Should I dismantle furniture before putting it into storage?
Often, yes. Dismantling can make bulky items easier to carry through tight access and easier to store compactly. Just keep fittings, screws, and small parts together in clearly labelled bags.
Can office moves use short-term storage too?
Absolutely. Office relocations often involve staggered schedules, fit-out delays, or limited access windows. Short-term storage can keep desks, equipment, and stock safe until the space is ready.
How do I keep my items organised in storage?
Use consistent labels, keep a simple inventory, and place priority items where they can be reached first. It is also smart to group items by room or department, so retrieval later is much easier.

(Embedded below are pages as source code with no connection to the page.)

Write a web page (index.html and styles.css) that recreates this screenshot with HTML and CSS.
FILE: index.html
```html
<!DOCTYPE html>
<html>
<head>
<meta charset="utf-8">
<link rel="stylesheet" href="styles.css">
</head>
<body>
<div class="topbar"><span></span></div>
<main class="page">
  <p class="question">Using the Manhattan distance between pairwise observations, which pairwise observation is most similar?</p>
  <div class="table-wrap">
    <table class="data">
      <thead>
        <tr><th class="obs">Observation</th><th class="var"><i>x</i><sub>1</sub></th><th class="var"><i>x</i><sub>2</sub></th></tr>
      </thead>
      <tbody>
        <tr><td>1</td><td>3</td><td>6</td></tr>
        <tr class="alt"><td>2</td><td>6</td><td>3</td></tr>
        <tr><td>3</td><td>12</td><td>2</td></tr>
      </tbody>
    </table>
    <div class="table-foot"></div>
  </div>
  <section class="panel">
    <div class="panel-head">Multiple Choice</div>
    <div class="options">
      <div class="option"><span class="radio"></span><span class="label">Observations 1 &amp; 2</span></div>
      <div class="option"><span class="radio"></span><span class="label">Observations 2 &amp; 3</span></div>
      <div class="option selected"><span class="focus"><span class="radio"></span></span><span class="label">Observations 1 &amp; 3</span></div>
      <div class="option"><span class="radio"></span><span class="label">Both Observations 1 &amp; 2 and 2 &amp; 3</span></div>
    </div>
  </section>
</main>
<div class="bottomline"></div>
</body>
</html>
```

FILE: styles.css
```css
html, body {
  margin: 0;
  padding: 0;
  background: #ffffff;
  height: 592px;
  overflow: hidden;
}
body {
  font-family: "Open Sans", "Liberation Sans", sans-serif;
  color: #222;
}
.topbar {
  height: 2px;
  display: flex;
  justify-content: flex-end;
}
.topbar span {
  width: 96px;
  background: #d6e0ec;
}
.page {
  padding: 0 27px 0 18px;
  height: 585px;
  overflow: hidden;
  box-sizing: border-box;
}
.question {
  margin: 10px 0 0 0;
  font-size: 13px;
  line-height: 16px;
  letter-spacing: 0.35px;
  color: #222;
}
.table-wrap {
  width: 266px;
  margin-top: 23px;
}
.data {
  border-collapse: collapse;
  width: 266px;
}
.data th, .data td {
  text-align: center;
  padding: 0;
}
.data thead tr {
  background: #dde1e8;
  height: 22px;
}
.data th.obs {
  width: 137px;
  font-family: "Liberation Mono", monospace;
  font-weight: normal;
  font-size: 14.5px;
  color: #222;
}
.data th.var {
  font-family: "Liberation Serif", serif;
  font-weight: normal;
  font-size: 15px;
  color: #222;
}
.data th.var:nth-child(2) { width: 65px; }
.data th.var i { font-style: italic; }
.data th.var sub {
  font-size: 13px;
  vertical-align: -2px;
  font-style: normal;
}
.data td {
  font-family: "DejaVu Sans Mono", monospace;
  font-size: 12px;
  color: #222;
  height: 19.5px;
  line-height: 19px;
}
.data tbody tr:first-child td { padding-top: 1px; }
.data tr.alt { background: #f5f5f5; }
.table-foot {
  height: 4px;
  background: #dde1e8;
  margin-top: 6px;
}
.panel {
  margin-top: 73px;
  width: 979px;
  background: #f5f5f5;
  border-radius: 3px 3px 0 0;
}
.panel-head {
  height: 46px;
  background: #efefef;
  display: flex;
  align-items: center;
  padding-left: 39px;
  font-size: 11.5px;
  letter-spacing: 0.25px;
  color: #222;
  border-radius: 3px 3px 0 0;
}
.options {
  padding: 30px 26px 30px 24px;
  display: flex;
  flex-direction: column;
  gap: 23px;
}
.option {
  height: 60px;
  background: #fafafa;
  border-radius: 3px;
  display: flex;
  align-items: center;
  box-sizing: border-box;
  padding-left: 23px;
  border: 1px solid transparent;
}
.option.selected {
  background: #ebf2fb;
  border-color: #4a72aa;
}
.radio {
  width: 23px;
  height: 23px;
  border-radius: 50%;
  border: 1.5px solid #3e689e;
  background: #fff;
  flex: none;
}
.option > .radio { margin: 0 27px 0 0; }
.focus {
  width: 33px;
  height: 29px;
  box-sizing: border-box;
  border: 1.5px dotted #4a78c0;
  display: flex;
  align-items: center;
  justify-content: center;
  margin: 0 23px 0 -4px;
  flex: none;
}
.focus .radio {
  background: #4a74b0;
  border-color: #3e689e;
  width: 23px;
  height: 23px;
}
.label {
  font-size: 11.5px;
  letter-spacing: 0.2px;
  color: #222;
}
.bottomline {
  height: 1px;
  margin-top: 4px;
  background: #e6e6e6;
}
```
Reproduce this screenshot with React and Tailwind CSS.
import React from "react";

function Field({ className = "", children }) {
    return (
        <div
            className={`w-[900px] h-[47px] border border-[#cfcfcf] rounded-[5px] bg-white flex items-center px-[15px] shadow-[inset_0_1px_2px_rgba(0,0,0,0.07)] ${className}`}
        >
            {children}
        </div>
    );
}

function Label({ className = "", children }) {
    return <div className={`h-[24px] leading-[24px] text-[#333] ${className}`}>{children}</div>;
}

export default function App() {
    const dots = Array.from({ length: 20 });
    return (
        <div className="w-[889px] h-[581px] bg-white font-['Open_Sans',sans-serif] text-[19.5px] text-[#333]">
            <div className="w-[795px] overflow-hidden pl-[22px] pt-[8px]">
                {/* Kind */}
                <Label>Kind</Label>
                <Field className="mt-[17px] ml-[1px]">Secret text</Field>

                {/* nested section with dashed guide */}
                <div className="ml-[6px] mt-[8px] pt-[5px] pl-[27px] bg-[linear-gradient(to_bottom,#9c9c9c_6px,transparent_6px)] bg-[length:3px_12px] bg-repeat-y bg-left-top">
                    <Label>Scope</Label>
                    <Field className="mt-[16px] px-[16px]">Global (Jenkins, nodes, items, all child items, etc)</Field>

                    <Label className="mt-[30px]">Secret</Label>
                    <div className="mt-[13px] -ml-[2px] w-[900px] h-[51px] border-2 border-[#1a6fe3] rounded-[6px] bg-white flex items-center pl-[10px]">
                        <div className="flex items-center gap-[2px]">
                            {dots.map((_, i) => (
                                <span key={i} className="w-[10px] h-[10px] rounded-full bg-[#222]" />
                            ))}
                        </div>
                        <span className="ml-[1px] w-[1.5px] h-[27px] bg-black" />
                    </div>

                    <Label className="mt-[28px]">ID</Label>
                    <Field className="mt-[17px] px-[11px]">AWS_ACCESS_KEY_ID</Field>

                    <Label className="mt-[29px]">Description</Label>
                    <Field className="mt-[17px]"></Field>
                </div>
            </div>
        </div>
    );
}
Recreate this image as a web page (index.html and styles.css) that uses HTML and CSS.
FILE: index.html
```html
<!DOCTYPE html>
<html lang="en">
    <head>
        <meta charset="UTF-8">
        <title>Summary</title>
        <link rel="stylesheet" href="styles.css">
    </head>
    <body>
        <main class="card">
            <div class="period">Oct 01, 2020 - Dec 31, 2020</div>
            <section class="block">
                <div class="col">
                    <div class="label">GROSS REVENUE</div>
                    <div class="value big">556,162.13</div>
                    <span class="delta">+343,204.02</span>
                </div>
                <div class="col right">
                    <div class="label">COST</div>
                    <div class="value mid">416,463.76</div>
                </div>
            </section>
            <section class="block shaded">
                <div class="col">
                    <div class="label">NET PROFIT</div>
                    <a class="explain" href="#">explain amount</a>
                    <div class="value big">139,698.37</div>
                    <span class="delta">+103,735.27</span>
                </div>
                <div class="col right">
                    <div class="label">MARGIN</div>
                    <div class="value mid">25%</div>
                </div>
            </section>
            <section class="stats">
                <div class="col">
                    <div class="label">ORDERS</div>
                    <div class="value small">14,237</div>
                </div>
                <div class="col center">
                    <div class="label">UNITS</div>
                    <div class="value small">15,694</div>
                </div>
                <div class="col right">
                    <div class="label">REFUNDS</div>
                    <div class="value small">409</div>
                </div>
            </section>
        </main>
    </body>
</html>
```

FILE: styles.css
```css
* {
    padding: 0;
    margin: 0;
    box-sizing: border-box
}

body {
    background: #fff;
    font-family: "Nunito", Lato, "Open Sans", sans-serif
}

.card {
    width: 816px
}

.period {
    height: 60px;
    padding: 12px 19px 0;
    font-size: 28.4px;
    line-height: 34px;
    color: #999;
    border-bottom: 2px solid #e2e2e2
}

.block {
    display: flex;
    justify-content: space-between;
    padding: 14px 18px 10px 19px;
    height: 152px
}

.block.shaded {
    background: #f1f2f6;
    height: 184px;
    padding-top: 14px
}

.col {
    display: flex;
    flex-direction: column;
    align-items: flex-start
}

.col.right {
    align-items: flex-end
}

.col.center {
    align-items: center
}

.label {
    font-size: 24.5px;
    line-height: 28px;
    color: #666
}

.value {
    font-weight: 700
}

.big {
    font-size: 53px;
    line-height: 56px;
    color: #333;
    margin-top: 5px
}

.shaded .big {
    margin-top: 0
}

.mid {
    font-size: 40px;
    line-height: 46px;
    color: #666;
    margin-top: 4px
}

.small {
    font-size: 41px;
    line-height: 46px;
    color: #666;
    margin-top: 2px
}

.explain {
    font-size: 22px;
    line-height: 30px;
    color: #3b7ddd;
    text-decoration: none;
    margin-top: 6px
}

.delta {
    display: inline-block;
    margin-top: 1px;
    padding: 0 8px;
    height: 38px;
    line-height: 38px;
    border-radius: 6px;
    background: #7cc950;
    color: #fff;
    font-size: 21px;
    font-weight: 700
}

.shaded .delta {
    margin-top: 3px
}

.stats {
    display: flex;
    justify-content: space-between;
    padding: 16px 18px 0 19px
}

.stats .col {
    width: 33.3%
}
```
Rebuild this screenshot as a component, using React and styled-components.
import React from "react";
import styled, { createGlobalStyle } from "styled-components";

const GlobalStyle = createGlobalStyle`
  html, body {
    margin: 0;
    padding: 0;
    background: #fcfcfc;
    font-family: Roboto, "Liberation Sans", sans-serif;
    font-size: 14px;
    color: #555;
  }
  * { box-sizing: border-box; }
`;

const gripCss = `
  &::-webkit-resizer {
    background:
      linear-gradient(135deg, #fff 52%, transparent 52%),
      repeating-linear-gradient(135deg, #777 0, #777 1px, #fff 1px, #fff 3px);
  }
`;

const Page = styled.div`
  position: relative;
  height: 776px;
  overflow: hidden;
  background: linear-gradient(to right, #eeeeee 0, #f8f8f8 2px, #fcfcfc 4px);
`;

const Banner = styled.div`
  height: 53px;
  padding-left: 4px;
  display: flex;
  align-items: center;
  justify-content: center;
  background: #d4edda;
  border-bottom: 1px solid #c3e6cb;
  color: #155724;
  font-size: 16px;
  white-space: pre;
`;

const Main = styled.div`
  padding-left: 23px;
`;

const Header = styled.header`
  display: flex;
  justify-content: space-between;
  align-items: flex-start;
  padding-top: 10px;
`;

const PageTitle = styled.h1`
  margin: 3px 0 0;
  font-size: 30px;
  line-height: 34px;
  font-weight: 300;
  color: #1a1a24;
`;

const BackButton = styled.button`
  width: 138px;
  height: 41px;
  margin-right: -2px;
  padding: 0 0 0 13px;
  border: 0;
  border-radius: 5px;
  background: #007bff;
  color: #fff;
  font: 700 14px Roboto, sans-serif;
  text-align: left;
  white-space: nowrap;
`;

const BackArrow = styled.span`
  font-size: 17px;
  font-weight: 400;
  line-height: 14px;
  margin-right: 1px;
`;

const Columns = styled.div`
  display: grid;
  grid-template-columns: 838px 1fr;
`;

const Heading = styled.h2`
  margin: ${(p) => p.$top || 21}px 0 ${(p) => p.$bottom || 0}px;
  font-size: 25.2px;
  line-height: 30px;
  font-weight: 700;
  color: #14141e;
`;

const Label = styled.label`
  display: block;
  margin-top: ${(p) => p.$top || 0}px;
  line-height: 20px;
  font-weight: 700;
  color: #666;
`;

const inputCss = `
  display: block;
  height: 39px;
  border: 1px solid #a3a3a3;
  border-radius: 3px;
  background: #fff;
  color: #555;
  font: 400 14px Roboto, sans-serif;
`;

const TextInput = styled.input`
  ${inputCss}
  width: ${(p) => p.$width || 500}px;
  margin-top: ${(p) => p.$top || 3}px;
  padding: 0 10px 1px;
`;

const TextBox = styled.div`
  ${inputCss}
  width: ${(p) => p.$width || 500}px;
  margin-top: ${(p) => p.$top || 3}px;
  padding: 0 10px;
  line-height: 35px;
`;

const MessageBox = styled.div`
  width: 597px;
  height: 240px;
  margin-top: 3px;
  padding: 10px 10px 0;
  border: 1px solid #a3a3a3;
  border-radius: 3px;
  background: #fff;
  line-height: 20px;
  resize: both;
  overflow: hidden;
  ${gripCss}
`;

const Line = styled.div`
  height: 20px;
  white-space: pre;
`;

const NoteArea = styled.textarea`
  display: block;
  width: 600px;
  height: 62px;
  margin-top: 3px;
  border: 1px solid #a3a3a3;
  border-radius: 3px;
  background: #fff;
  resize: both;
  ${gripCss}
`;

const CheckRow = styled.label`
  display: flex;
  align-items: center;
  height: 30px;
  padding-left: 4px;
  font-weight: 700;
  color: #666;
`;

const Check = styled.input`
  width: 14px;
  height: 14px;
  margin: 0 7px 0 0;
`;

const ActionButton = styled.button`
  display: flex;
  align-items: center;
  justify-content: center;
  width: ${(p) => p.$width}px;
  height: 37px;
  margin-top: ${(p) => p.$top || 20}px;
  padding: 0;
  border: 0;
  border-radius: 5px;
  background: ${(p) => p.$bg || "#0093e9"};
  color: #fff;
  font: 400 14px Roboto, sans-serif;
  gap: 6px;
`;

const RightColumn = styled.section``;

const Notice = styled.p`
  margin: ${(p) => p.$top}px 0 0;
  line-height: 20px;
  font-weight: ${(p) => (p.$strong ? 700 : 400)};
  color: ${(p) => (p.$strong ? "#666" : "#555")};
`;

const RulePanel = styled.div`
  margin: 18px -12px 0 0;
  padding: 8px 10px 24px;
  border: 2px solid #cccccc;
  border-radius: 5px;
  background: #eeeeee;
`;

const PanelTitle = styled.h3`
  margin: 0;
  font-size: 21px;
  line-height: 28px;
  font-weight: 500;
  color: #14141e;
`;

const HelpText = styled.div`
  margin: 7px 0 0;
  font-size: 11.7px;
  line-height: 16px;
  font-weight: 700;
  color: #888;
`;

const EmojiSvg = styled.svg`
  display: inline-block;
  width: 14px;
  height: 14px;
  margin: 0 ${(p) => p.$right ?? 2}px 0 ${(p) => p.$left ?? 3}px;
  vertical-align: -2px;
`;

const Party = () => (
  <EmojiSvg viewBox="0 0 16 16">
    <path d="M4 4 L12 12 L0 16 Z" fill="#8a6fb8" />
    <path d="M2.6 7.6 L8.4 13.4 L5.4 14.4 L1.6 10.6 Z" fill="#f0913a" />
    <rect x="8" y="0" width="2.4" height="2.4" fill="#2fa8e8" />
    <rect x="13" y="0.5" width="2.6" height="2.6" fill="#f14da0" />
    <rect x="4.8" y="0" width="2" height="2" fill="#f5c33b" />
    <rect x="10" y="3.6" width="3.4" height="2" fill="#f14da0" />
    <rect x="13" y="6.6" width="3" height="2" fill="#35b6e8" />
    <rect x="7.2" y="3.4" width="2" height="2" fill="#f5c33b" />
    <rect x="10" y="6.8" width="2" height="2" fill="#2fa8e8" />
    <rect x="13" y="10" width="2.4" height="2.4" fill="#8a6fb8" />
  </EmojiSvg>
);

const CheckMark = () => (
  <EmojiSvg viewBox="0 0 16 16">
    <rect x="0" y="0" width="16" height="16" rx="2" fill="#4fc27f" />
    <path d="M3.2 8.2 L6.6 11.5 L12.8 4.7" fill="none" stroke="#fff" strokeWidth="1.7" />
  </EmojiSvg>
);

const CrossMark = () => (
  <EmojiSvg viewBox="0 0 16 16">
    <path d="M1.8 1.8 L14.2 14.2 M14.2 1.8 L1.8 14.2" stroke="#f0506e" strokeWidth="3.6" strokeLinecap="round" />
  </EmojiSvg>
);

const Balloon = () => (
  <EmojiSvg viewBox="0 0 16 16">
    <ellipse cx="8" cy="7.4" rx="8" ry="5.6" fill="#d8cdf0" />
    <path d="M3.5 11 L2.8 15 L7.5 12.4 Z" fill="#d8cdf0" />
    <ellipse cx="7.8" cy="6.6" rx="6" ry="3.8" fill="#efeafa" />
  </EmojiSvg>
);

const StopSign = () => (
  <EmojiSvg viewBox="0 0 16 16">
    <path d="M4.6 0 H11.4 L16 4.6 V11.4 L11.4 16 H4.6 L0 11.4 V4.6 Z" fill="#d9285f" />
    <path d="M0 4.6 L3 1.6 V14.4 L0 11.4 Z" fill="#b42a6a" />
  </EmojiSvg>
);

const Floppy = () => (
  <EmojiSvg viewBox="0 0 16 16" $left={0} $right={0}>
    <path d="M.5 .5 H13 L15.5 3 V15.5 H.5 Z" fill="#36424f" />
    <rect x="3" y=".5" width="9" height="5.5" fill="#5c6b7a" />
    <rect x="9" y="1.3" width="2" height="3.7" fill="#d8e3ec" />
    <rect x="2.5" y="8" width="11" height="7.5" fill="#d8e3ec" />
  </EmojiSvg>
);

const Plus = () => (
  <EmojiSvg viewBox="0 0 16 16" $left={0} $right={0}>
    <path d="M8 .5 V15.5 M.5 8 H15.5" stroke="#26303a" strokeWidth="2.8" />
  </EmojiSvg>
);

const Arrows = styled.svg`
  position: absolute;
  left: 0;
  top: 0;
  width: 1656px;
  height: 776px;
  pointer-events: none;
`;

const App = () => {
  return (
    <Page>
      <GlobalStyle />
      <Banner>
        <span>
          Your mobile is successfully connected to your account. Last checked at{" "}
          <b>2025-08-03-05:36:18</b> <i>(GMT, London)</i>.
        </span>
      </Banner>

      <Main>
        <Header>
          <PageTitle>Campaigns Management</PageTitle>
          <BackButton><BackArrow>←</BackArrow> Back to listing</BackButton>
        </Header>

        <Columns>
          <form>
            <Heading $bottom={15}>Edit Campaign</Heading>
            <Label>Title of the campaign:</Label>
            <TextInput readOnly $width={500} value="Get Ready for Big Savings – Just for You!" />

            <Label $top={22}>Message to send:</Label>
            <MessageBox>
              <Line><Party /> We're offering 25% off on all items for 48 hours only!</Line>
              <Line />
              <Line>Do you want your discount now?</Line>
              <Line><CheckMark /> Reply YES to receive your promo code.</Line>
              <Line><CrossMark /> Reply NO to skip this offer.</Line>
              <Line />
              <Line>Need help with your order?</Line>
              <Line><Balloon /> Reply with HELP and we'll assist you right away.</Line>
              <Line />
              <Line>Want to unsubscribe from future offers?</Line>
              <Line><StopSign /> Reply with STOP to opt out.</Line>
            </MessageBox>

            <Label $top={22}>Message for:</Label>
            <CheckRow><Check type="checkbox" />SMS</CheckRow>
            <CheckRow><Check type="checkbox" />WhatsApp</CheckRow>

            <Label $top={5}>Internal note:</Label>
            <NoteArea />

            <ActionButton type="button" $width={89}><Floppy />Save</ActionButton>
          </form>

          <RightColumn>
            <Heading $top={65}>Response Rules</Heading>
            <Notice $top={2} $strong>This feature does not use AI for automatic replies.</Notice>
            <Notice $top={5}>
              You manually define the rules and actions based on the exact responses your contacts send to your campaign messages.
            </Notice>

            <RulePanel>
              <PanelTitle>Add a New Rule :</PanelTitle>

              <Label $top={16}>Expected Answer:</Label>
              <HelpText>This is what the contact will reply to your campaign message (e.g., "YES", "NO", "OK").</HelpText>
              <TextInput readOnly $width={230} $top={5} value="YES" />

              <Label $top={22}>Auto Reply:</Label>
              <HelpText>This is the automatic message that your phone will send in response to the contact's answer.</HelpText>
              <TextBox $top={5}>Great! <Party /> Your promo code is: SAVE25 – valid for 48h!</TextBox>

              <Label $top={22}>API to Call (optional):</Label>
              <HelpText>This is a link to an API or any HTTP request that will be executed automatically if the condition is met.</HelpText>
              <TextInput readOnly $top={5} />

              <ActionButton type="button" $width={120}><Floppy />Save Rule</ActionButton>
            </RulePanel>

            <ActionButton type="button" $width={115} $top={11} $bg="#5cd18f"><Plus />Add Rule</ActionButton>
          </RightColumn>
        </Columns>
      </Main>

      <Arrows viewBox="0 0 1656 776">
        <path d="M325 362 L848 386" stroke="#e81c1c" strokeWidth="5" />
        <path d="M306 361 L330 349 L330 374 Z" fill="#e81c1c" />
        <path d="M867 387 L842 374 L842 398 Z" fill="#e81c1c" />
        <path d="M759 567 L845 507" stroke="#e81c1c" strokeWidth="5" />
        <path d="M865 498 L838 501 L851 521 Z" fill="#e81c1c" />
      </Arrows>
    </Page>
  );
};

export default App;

What should I pack separately for the first day in the new place?
Keep documents, chargers, toiletries, a kettle, basic kitchen items, bedding, and a change of clothes separate. In our experience, an "open first" box saves a lot of running around.
Is a man and van service enough for no stair access moves?
Sometimes, yes, especially for smaller or lighter moves. For heavier loads, more awkward furniture, or larger volumes, a bigger vehicle or fuller removal setup may be more practical.
What is the biggest mistake people make with short-term storage?
The biggest mistake is not planning the return move. People focus on getting items out, then realise later they have not labelled anything properly or decided what needs to come back first.
Do I need to worry about the condition of items in temporary storage?
Yes, but a sensible packing approach goes a long way. Wrap fragile surfaces, avoid damp exposure, and make sure items are stored securely. Short-term storage should protect items, not just hold them.
How do I know whether I need storage or just a bigger vehicle?
If the problem is only transport volume, a bigger vehicle may be enough. If the problem is access, timing, or the property not being ready, storage is usually the better answer because it solves the gap rather than just the journey.
For anyone in N1 dealing with tight stairwells or delayed access, the smartest move is usually the calmest one.